→ Exercise aim:
Copy the records that follow exactly as written, but not their pictures.

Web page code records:
══════════
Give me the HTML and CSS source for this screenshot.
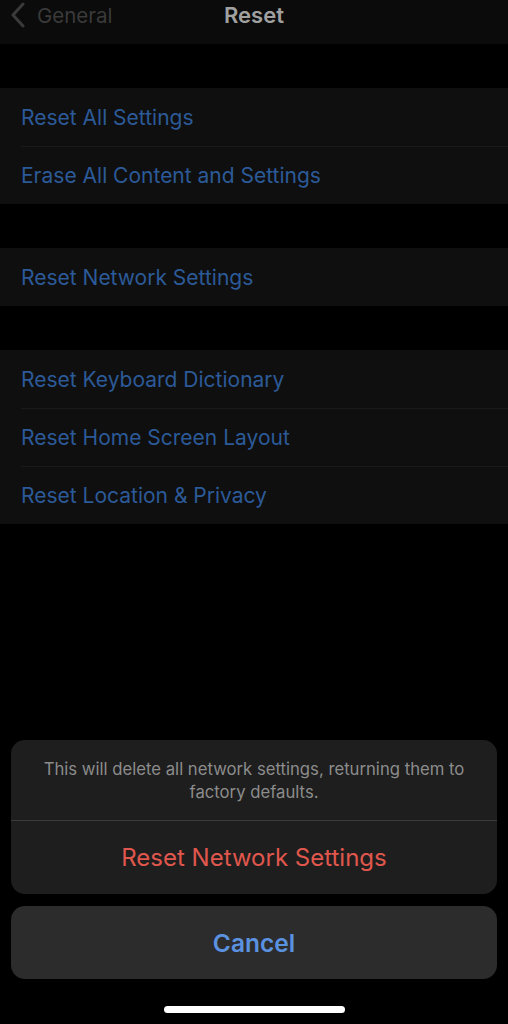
FILE: index.html
```html
<!DOCTYPE html>
<html lang="en">
<head>
    <meta charset="UTF-8">
    <meta name="viewport" content="width=device-width, initial-scale=1.0">
    <title>Reset</title>
    <link rel="stylesheet" href="styles.css">
</head>
<body>
    <div class="screen">
        <div class="nav">
            <div class="back">
                <svg width="18" height="26" viewBox="0 0 18 26"><path d="M14 2 L4 13 L14 24" fill="none" stroke="#3a3a3a" stroke-width="3" stroke-linecap="round" stroke-linejoin="round"/></svg>
                <span>General</span>
            </div>
            <div class="title">Reset</div>
        </div>

        <ul class="group">
            <li>Reset All Settings</li>
            <li>Erase All Content and Settings</li>
        </ul>
        <ul class="group">
            <li>Reset Network Settings</li>
        </ul>
        <ul class="group">
            <li>Reset Keyboard Dictionary</li>
            <li>Reset Home Screen Layout</li>
            <li>Reset Location &amp; Privacy</li>
        </ul>

        <div class="spacer"></div>

        <div class="sheet">
            <div class="alert">
                <p class="msg">This will delete all network settings, returning them to factory defaults.</p>
                <div class="danger">Reset Network Settings</div>
            </div>
            <div class="cancel">Cancel</div>
        </div>

        <div class="home"><span></span></div>
    </div>
</body>
</html>
```

FILE: styles.css
```css
*{
    padding: 0;
    margin: 0;
    box-sizing: border-box;
}
ul{
    list-style: none;
}
body{
    background-color: #000;
    font-family: Inter, "Liberation Sans", sans-serif;
}
.screen{
    width: 508px;
    height: 1024px;
    display: flex;
    flex-direction: column;
}
.nav{
    height: 44px;
    background-color: #0b0b0b;
    position: relative;
    display: flex;
    align-items: center;
    justify-content: center;
}
.nav .back{
    position: absolute;
    left: 9px;
    top: 2px;
    display: flex;
    align-items: center;
    gap: 10px;
    color: #3a3a3a;
    font-size: 20.5px;
}
.nav .title{
    color: #a0a0a0;
    font-size: 22px;
    font-weight: 600;
    margin-top: -14px;
}
.group{
    margin-top: 44px;
    background-color: #0f0f0f;
}
.group li{
    height: 58px;
    display: flex;
    align-items: center;
    padding-left: 21px;
    padding-top: 1px;
    color: #2c5a98;
    font-size: 21px;
}
/* separator starts under the text, not at the edge */
.group li + li{
    background-image: linear-gradient(#1a1a1a, #1a1a1a);
    background-repeat: no-repeat;
    background-position: 21px 0;
    background-size: 100% 1px;
}
.spacer{
    flex: 1;
}
.sheet{
    padding: 0 11px;
}
.alert{
    background-color: #1e1e1e;
    border-radius: 14px;
    overflow: hidden;
}
.alert .msg{
    height: 81px;
    padding: 18px 16px 0;
    text-align: center;
    color: #8c8c8c;
    font-size: 16.7px;
    line-height: 23px;
    border-bottom: 1px solid #3a3a3a;
}
.alert .danger{
    height: 73px;
    display: flex;
    align-items: center;
    justify-content: center;
    color: #e0574d;
    font-size: 24px;
}
.cancel{
    margin-top: 12px;
    height: 73px;
    background-color: #2c2c2c;
    border-radius: 14px;
    display: flex;
    align-items: center;
    justify-content: center;
    color: #5b92e0;
    font-size: 24.5px;
    font-weight: 600;
}
.home{
    height: 45px;
    display: flex;
    justify-content: center;
    padding-top: 27px;
}
.home span{
    display: block;
    width: 181px;
    height: 7px;
    border-radius: 4px;
    background-color: #fff;
}
```
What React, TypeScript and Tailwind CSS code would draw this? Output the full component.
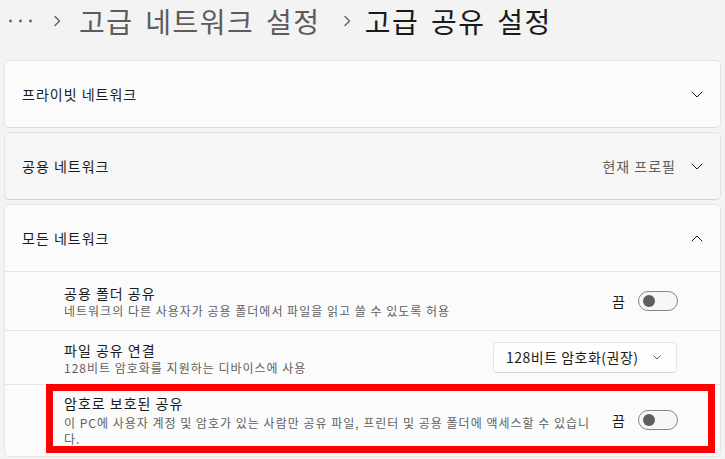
══════════
→ Finished task:
Give me the HTML and CSS source for this screenshot.
FILE: index.html
```html
<!DOCTYPE html>
<html lang="en">
<head>
    <meta charset="UTF-8">
    <meta name="viewport" content="width=device-width, initial-scale=1.0">
    <title>Reset</title>
    <link rel="stylesheet" href="styles.css">
</head>
<body>
    <div class="screen">
        <div class="nav">
            <div class="back">
                <svg width="18" height="26" viewBox="0 0 18 26"><path d="M14 2 L4 13 L14 24" fill="none" stroke="#3a3a3a" stroke-width="3" stroke-linecap="round" stroke-linejoin="round"/></svg>
                <span>General</span>
            </div>
            <div class="title">Reset</div>
        </div>

        <ul class="group">
            <li>Reset All Settings</li>
            <li>Erase All Content and Settings</li>
        </ul>
        <ul class="group">
            <li>Reset Network Settings</li>
        </ul>
        <ul class="group">
            <li>Reset Keyboard Dictionary</li>
            <li>Reset Home Screen Layout</li>
            <li>Reset Location &amp; Privacy</li>
        </ul>

        <div class="spacer"></div>

        <div class="sheet">
            <div class="alert">
                <p class="msg">This will delete all network settings, returning them to factory defaults.</p>
                <div class="danger">Reset Network Settings</div>
            </div>
            <div class="cancel">Cancel</div>
        </div>

        <div class="home"><span></span></div>
    </div>
</body>
</html>
```

FILE: styles.css
```css
*{
    padding: 0;
    margin: 0;
    box-sizing: border-box;
}
ul{
    list-style: none;
}
body{
    background-color: #000;
    font-family: Inter, "Liberation Sans", sans-serif;
}
.screen{
    width: 508px;
    height: 1024px;
    display: flex;
    flex-direction: column;
}
.nav{
    height: 44px;
    background-color: #0b0b0b;
    position: relative;
    display: flex;
    align-items: center;
    justify-content: center;
}
.nav .back{
    position: absolute;
    left: 9px;
    top: 2px;
    display: flex;
    align-items: center;
    gap: 10px;
    color: #3a3a3a;
    font-size: 20.5px;
}
.nav .title{
    color: #a0a0a0;
    font-size: 22px;
    font-weight: 600;
    margin-top: -14px;
}
.group{
    margin-top: 44px;
    background-color: #0f0f0f;
}
.group li{
    height: 58px;
    display: flex;
    align-items: center;
    padding-left: 21px;
    padding-top: 1px;
    color: #2c5a98;
    font-size: 21px;
}
/* separator starts under the text, not at the edge */
.group li + li{
    background-image: linear-gradient(#1a1a1a, #1a1a1a);
    background-repeat: no-repeat;
    background-position: 21px 0;
    background-size: 100% 1px;
}
.spacer{
    flex: 1;
}
.sheet{
    padding: 0 11px;
}
.alert{
    background-color: #1e1e1e;
    border-radius: 14px;
    overflow: hidden;
}
.alert .msg{
    height: 81px;
    padding: 18px 16px 0;
    text-align: center;
    color: #8c8c8c;
    font-size: 16.7px;
    line-height: 23px;
    border-bottom: 1px solid #3a3a3a;
}
.alert .danger{
    height: 73px;
    display: flex;
    align-items: center;
    justify-content: center;
    color: #e0574d;
    font-size: 24px;
}
.cancel{
    margin-top: 12px;
    height: 73px;
    background-color: #2c2c2c;
    border-radius: 14px;
    display: flex;
    align-items: center;
    justify-content: center;
    color: #5b92e0;
    font-size: 24.5px;
    font-weight: 600;
}
.home{
    height: 45px;
    display: flex;
    justify-content: center;
    padding-top: 27px;
}
.home span{
    display: block;
    width: 181px;
    height: 7px;
    border-radius: 4px;
    background-color: #fff;
}
```
What React, TypeScript and Tailwind CSS code would draw this? Output the full component.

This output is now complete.